══ RECORDS SHOWN

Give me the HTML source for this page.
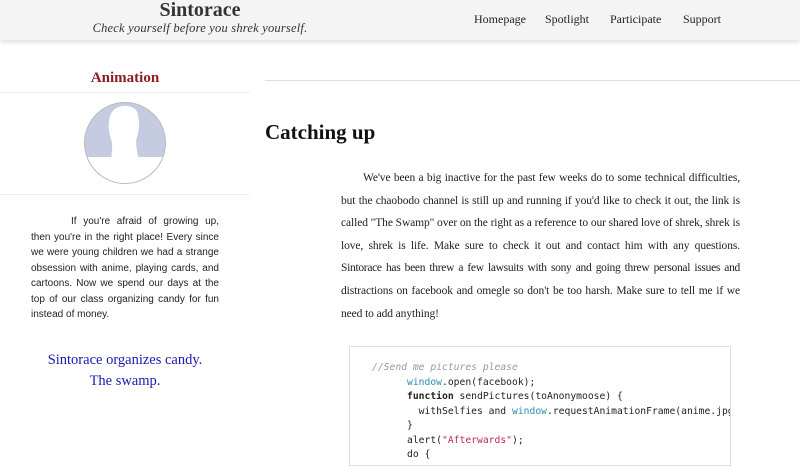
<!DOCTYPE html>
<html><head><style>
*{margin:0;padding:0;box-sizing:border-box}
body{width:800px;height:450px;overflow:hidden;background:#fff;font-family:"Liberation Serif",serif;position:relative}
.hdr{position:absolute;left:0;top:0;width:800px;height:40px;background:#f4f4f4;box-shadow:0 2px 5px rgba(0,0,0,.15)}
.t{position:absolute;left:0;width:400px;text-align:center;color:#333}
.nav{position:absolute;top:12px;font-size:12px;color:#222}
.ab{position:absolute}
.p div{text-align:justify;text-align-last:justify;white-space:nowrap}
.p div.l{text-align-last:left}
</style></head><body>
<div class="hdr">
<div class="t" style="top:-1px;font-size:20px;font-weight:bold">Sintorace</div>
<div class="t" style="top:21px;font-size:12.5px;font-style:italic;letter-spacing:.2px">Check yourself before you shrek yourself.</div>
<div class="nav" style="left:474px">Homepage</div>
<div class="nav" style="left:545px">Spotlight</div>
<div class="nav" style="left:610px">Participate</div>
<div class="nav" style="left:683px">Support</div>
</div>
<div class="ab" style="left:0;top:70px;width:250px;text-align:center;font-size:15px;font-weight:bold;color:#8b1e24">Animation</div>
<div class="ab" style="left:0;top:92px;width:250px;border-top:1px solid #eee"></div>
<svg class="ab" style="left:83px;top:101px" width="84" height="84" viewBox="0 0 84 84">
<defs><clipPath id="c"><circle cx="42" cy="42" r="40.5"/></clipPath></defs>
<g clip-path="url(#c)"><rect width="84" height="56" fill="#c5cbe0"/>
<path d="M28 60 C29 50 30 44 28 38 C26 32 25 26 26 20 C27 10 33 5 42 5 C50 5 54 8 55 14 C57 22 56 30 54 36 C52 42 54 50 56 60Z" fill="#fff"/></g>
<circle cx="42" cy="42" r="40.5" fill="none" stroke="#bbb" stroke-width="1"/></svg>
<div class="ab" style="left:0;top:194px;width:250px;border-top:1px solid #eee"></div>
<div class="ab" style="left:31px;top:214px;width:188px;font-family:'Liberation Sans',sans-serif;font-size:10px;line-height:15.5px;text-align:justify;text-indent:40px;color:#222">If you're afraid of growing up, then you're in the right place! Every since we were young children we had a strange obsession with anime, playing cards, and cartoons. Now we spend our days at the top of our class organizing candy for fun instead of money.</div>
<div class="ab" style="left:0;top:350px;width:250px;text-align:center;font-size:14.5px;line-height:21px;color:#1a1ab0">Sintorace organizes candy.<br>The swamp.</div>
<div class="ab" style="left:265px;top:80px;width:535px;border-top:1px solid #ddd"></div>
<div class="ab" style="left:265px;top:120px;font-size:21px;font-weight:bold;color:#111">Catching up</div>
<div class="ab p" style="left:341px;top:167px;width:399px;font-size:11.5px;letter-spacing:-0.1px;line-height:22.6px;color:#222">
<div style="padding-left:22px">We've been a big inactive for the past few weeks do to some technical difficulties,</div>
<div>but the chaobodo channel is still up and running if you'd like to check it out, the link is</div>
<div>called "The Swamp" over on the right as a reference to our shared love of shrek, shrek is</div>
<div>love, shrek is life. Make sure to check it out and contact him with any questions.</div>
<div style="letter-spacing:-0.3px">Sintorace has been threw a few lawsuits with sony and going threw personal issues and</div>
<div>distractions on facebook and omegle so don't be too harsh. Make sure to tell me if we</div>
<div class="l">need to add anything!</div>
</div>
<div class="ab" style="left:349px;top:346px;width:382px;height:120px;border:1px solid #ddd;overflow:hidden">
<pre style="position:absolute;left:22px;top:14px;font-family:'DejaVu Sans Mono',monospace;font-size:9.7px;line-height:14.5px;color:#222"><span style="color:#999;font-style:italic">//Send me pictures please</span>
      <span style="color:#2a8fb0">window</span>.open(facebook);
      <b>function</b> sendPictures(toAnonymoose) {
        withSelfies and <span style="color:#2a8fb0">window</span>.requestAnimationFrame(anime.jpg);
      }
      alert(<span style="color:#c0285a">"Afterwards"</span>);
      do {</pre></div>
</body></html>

════
══ RECORDS SHOWN

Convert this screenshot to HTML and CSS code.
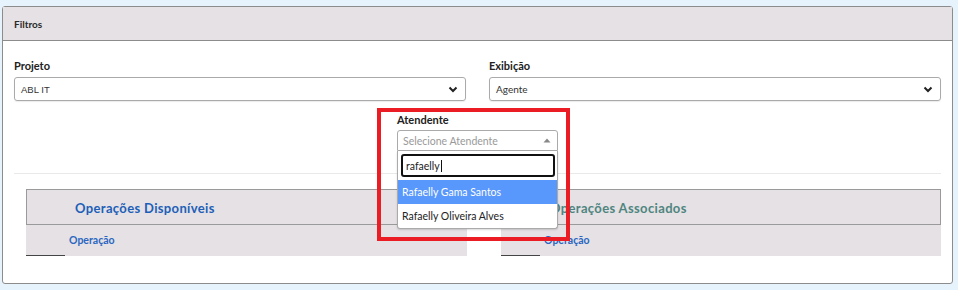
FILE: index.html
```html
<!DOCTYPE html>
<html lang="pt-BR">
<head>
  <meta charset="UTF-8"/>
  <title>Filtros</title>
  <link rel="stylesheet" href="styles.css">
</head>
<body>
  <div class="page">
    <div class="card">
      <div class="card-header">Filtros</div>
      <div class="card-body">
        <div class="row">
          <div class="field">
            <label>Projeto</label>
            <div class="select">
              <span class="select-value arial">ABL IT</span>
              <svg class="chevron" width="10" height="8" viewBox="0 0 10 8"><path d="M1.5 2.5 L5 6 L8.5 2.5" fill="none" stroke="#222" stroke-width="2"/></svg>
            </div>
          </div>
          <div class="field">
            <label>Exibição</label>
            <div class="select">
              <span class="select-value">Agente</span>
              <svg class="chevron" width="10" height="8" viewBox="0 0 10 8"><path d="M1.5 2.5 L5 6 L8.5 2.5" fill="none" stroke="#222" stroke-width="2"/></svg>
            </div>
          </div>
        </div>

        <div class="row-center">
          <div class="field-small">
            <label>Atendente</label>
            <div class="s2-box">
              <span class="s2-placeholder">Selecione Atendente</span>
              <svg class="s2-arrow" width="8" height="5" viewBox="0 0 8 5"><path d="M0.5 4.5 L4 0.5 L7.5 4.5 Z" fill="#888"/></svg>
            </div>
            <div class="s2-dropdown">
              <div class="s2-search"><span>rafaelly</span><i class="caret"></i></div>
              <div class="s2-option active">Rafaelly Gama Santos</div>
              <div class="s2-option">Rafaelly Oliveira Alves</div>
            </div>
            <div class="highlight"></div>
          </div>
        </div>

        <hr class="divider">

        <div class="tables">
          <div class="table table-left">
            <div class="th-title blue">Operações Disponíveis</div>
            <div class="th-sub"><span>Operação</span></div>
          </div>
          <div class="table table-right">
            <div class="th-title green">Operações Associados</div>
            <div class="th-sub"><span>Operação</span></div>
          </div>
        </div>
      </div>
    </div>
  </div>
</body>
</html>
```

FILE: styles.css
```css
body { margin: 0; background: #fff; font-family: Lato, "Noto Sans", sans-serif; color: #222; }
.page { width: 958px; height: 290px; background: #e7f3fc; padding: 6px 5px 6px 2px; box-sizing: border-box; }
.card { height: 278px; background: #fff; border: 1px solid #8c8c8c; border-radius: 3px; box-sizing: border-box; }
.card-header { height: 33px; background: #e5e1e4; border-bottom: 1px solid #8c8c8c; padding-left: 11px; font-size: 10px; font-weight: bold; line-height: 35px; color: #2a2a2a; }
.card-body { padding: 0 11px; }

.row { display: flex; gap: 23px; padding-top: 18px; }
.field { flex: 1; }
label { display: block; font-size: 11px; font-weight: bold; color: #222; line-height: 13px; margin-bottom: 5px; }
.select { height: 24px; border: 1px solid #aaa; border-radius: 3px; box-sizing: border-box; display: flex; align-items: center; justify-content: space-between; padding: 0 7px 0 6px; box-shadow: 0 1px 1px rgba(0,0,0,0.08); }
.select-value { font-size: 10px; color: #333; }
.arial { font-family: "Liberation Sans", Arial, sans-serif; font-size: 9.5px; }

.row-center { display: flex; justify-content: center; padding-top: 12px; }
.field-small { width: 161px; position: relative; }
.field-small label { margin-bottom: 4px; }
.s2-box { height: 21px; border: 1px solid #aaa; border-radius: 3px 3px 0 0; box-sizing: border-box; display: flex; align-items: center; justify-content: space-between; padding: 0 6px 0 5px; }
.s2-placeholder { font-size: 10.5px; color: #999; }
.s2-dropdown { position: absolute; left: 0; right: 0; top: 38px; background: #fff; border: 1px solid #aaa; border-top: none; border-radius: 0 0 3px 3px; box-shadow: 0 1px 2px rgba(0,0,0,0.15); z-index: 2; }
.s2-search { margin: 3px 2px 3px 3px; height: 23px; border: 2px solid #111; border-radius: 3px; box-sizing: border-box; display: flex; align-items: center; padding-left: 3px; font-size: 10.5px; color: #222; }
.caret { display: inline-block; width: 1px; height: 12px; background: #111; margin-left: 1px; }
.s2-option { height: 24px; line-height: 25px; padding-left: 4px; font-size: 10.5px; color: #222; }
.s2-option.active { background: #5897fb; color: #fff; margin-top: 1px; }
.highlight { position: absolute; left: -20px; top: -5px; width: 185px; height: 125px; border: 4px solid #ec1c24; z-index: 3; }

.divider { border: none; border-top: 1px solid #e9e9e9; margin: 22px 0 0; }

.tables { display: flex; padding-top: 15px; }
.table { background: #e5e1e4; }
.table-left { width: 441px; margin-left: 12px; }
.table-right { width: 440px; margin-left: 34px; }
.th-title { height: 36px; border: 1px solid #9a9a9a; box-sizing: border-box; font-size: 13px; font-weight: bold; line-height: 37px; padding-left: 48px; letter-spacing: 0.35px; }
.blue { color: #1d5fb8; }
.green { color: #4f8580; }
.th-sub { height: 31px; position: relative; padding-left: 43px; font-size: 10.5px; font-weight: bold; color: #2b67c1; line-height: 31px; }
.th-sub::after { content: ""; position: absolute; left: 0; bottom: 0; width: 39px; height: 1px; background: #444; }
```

════
══ RECORDS SHOWN

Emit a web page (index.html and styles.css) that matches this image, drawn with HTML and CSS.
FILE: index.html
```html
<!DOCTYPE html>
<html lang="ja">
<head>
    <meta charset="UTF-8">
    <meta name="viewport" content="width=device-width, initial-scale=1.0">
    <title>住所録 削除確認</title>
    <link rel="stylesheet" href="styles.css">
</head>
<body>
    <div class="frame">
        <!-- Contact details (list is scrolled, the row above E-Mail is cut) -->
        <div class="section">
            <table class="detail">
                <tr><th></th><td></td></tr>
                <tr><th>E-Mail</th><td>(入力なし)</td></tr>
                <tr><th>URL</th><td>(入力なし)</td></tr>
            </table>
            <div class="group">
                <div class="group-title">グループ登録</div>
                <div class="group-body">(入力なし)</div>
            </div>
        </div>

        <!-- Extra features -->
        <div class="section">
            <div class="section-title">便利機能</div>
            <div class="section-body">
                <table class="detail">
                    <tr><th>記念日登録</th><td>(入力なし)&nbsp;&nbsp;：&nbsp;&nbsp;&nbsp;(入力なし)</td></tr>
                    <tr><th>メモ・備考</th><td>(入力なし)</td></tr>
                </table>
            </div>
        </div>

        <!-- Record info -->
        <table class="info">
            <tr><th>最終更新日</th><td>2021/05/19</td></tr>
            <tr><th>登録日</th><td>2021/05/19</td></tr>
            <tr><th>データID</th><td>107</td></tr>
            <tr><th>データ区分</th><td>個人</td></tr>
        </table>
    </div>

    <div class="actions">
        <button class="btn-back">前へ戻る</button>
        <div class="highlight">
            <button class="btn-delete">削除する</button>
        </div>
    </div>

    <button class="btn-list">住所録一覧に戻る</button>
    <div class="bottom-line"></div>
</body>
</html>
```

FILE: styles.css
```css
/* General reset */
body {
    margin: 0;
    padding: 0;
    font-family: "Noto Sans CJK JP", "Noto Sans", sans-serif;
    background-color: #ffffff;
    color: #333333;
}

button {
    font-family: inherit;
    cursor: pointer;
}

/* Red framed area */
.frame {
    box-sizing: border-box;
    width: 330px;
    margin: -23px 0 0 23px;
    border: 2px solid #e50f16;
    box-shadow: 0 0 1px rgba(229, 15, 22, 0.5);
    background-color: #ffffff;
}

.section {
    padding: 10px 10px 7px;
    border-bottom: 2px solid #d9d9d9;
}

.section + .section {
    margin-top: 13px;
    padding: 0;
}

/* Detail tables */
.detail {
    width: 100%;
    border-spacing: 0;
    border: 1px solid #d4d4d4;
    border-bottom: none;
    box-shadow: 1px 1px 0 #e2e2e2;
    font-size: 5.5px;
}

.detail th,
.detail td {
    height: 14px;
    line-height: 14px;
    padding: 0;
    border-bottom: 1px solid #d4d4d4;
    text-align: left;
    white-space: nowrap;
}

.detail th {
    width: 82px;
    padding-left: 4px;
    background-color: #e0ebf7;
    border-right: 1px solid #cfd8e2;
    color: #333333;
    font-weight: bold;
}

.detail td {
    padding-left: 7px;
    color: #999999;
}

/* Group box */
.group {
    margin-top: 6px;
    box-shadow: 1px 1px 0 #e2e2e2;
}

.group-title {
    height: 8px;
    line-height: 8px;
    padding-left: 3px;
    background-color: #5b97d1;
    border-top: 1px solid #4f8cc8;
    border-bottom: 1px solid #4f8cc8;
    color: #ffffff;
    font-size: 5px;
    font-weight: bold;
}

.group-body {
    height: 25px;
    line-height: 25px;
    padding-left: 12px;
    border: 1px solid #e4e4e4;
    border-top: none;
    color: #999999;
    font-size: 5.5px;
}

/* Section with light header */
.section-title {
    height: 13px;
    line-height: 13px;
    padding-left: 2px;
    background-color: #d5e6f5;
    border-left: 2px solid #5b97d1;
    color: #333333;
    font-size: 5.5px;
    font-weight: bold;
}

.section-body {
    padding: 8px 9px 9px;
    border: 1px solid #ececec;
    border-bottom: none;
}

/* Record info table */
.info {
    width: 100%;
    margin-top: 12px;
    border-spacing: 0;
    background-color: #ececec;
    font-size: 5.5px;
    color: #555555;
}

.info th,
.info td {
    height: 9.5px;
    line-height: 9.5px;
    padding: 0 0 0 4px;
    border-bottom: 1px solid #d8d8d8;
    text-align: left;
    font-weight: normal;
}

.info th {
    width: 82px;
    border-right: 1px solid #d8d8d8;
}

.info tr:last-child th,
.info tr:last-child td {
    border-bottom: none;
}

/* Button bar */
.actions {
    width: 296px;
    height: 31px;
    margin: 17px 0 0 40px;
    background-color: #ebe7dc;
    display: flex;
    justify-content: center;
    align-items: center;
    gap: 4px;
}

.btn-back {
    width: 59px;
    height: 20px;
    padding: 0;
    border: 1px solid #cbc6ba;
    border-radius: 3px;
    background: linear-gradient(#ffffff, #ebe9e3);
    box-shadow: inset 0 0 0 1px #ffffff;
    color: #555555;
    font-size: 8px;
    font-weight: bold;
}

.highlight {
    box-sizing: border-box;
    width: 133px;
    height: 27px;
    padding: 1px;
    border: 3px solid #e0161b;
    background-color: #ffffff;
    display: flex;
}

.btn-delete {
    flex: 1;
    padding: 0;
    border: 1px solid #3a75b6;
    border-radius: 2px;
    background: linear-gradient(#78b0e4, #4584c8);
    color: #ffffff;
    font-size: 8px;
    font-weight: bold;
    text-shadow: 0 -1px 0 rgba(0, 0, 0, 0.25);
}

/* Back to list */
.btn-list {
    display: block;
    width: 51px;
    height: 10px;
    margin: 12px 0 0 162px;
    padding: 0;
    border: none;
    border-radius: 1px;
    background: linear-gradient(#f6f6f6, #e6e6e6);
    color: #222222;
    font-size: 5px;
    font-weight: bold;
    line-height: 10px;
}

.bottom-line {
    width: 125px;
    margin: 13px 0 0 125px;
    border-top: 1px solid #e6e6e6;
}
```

════

▸ **TASK STATEMENT**
Which lines hold the word "this"? Copy every one of them.

▸ **OUTPUT**
Give me the HTML source for this page.
Convert this screenshot to HTML and CSS code.
Emit a web page (index.html and styles.css) that matches this image, drawn with HTML and CSS.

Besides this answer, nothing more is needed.